また、保険会社に確認し、自宅にかけた火災保険の名義変更の必要があるか確認をし、変更の必要があれば名義変更に必要な手続きをします。
信託した財産の中にアパート、駐車場などの収益物件があれば、賃料の管理は以後、受託者が行うことになります。家賃や賃料などは受託者名義の受託者管理する信託管理用口座に賃借人から入金をしてもらう必要があるため、賃借人に対して、賃貸人変更の通知や賃料引落口座の変更などを伝えていく必要があります。もし、不動産会社に管理を依頼している場合には、その手続きを行ってもらうように伝えます。
5-2.金融資産
金融機関、証券会社ごとに口座開設の要件や取り扱いが異なるため確認が必要です。ここでは、一般的に求められる手続きについて説明いたします。
預貯金
作成した信託契約書を事前に打ち合わせした金融機関に持参をし、信託管理用口座を開設します。

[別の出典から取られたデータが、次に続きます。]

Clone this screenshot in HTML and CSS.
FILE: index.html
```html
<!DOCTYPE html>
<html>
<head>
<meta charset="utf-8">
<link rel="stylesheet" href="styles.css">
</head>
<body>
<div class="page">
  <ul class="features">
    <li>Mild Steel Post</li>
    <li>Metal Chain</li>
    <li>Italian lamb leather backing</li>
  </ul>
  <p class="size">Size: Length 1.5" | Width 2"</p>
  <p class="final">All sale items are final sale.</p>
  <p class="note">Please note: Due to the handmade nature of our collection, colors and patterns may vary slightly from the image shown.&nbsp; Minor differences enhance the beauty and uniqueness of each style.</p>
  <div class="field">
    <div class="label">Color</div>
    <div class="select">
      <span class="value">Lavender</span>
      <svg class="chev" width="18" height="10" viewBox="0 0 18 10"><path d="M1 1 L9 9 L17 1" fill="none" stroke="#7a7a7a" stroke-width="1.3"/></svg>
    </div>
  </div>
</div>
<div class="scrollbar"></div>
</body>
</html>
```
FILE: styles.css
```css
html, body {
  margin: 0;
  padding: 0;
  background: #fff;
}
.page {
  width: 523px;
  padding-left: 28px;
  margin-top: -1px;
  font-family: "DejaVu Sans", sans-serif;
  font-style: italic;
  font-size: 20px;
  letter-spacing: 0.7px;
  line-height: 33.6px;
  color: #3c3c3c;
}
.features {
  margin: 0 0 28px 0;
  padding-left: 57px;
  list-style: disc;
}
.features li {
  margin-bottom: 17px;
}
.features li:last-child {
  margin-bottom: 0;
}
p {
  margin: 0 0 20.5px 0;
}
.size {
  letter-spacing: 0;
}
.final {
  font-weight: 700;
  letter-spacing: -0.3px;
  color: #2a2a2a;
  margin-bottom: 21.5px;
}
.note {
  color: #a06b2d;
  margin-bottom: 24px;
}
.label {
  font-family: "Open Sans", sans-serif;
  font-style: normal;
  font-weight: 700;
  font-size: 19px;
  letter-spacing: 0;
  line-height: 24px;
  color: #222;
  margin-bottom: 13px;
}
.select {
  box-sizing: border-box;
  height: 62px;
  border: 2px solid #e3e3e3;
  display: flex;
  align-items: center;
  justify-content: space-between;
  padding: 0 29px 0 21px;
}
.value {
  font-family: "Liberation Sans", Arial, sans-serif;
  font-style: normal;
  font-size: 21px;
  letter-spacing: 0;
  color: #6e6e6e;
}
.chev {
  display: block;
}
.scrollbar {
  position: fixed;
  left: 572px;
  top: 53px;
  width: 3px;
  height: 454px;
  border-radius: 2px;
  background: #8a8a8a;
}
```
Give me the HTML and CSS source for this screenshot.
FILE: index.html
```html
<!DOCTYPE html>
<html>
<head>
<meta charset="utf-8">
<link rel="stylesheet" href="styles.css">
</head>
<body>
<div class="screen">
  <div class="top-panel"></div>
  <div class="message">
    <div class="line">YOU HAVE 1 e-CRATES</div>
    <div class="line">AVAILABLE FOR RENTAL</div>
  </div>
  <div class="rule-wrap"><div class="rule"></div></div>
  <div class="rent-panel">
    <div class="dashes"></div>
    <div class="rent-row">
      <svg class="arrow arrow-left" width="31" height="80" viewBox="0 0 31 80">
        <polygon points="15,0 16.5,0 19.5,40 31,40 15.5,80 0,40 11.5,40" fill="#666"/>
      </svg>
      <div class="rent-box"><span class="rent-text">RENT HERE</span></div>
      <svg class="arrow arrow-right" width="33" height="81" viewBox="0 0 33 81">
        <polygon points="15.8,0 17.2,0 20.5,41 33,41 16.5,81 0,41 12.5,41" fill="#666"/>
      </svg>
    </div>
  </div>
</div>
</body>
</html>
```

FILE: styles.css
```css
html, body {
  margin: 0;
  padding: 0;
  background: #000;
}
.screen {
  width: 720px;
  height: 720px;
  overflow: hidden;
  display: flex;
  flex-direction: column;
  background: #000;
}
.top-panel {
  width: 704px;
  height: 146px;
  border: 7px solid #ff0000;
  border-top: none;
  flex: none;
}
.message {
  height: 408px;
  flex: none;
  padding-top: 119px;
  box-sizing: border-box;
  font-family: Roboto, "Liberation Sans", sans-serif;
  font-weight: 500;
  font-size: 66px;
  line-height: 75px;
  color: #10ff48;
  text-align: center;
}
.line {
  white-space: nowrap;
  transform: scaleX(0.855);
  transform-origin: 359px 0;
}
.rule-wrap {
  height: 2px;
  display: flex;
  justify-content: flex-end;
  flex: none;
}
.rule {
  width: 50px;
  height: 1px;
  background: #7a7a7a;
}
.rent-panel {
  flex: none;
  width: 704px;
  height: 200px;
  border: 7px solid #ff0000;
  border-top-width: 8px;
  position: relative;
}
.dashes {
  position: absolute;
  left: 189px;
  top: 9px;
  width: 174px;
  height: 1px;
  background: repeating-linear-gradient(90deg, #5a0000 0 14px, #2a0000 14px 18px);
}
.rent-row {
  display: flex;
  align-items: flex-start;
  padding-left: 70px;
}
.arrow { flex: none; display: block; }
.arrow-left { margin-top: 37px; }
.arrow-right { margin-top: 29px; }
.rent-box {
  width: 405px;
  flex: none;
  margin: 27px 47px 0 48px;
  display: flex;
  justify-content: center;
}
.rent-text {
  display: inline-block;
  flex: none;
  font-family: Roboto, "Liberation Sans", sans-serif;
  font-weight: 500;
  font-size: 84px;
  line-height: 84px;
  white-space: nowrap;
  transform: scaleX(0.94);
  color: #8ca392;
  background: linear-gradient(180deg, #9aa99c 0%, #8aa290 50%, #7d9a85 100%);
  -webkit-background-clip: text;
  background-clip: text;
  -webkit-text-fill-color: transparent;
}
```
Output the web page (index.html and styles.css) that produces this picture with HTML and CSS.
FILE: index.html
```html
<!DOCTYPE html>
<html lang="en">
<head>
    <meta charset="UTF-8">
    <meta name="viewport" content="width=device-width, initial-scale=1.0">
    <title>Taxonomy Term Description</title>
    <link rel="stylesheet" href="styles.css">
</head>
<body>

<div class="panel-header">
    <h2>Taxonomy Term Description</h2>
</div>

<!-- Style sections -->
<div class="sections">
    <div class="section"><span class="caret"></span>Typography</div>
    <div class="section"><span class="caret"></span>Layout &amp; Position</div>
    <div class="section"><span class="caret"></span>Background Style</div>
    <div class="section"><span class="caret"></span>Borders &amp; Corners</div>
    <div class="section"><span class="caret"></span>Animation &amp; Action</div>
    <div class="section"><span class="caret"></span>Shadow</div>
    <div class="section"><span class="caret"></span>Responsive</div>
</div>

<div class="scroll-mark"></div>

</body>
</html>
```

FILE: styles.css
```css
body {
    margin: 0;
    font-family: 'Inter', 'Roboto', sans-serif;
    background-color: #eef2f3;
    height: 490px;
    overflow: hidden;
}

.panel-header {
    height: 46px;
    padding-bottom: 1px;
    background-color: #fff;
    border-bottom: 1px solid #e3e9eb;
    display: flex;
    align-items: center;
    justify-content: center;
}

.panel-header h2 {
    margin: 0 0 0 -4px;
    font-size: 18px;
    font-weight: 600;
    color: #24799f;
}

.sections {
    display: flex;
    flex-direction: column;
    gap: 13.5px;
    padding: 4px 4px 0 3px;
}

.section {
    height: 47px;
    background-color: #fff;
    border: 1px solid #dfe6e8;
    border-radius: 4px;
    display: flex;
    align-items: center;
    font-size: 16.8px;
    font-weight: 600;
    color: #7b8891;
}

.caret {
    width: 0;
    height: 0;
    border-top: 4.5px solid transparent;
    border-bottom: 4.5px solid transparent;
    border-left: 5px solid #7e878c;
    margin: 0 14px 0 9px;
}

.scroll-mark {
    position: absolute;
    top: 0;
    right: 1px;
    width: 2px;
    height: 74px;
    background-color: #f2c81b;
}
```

そして、その管理用口座に信託契約書で定めた金銭を入金します。
信託すると信託契約書を金融機関に持参すれば、委託者名義の個人口座から信託口口座への入出金手続きができると思っている方が専門家も含めて多くいらっしゃいますが、信託契約書を作成しても預貯金の右はご両親(委託者)名義の個人口座のため、託された子(受託者)が代わりに入出金を行うことはできません。

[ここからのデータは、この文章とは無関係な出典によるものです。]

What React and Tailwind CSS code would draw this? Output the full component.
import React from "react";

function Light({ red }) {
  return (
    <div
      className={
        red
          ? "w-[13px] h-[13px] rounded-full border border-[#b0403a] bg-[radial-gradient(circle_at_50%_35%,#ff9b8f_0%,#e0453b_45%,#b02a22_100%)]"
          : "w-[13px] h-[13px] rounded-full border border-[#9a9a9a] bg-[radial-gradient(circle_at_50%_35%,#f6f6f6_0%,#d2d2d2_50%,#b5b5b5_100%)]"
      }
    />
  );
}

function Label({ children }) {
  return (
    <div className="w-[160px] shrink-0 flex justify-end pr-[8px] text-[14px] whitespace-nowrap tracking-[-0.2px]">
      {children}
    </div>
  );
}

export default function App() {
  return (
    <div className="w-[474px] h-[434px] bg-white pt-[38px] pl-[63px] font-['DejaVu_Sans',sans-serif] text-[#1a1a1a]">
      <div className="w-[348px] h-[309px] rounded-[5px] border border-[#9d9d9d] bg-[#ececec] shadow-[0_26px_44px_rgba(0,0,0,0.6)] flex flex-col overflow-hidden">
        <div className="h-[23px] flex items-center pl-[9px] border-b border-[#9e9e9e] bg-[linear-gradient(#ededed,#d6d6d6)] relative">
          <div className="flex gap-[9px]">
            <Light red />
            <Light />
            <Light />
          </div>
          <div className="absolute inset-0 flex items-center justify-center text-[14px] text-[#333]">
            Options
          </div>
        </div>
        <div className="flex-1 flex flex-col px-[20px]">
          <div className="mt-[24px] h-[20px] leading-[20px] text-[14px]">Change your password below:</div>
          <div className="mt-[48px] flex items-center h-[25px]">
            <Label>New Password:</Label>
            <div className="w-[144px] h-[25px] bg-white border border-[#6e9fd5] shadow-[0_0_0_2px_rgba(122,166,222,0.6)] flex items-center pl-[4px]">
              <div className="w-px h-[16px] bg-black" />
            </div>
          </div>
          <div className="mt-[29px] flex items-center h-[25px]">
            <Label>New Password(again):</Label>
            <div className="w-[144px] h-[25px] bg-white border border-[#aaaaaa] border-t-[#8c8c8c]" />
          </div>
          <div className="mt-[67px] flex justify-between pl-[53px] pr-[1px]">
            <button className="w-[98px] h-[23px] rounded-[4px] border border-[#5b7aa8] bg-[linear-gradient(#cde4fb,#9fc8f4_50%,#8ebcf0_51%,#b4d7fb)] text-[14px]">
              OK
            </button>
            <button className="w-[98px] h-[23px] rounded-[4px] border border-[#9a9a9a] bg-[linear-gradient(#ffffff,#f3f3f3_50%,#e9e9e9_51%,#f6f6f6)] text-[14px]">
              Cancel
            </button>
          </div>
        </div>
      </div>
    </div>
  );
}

ご両親本人が自身で個人の口座から出金し、出金した現金を受託者が信託口口座へ入金させる必要があります。
金銭を管理用口座に移して初めて信託した金銭の管理がスタートします。
家族信託・民事信託で金銭を管理するための信託口口座の開設方法等は下記の記事で詳しく解説していますので、ご確認ください。
上場株式、投資信託
現在、野村證券など一部の証券会社しか取り扱えないのですが、証券会社で管理用口座を開設し、ご両親の証券会社から管理用口座を開設した証券会社へ移管の手続きを行います。また、投資信託の場合、信託口口座を開設している金融機関で委託者が保有している投資信託を取り扱っていない場合には取り扱えないため、移管の手続きがとれません。
上場株式のほか、投資信託など有価証券を管理する信託口口座の開設方法については、下記の記事で詳しく解説していますので、ご確認ください。
自社株式
創業オーナーなどは自社の株式を所有しています。
自社株式を信託するには、通常の株式譲渡と同じように、名義変更の手続きが必要です。
具体的には自社株式の信託契約を行い、株式の譲渡に会社の承認が必要な場合(譲渡制限株式)には、会社の承認をとり、議事録を作成し、株主名簿の書換えを行ないます。
6.まとめ
- 家族信託・民事信託の全体像は、法務税務、家族の将来像を踏まえた設計が必要
- 契約書の起案については、法務・税務の思わぬ落とし穴に陥らないようにするため、注意が必要
- 信託後を見据えた金銭、不動産、株式などの管理を行うため事前に各種関係先への根回しが必要
- 信託契約後に信託用管理口座への現金の移動、不動産の名義変更などを行うことにより、初めて受託者の管理業務がスタートする
上記のように、家族信託・民事信託を実際に行う場合には、行うことが全体像の設計、契約書起案、関係各所との調整、口座開設、契約後の諸手続きと多岐にわたります。
今すぐに信託契約を行いたいと思っても、期間として概ね1か月半~かかるので事前に家族での意見を調整して組み立てていくことが必要です。
今後の家族の資産の管理と承継をどのように行っていくのか、是非一度家族で話をしてみいてくださいね。